Assuming we're talking about something that serves requests over the network, it rarely makes sense to define or use queues within the program itself. The network stack already contains many layers of queues which will almost always manage load concerns (e.g. throttling, backpressure, etc.) more effectively than your application can do itself. In general you want your app to accept and process requests as fast as it can, and leave queueing concerns to other authorities.


I used the question, "is this a queue?" a fair bit in product and in engineering.

Question I have is, as an abstract object, what other things are there in that category? e.g. is this phenomenon governed by, a channel w/ information, a differential, an integral, a state machine, a fluid, - and are these objects at the same logical level of abstraction as a queue?


> a state machine

If it's Markov, then maybe. Simpler queues are often analysed as Markov chains.

> a fluid

I had this exact same question ("is queueing theory just discrete fluid dynamics?") and set out to learn some fluid dynamics to see what I could find out, but my math background was not (yet) sufficient for fluid dynamics. My hunch with the little I know is that "no, the connection is not obvious".

> a channel w/ information

Interesting lead! I have not yet studied information theory but when I do I'll keep this question in mind. Given the neat link between information theory and betting I wouldn't be surprised if there's something approaching queueing too.

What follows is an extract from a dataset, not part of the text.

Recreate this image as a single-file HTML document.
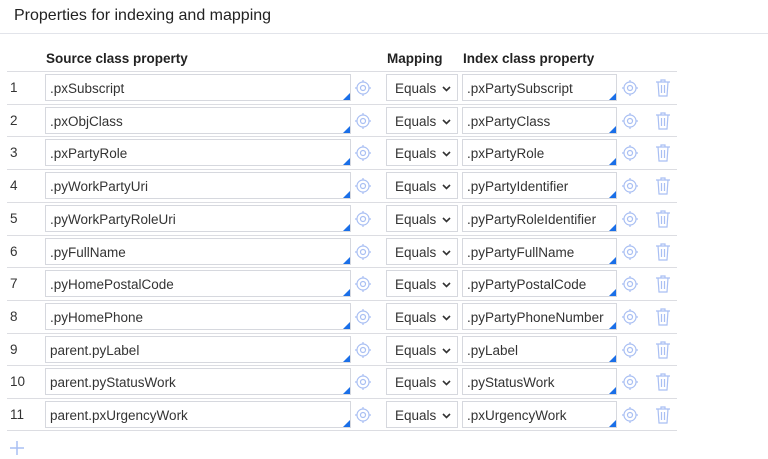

Murat had an interesting review on a seminal queuing theory book: http://muratbuffalo.blogspot.com/2023/09/review-performance-.... It's surprising to me that these experts in distributed systems didn't find the book useful in practice.

I was wondering if there are other similar books that are as comprehensive and deep while offering practical values as well.


That is a fantastic book. I'm almost hesitant to recommend it because it's key to one of my secret superpowers.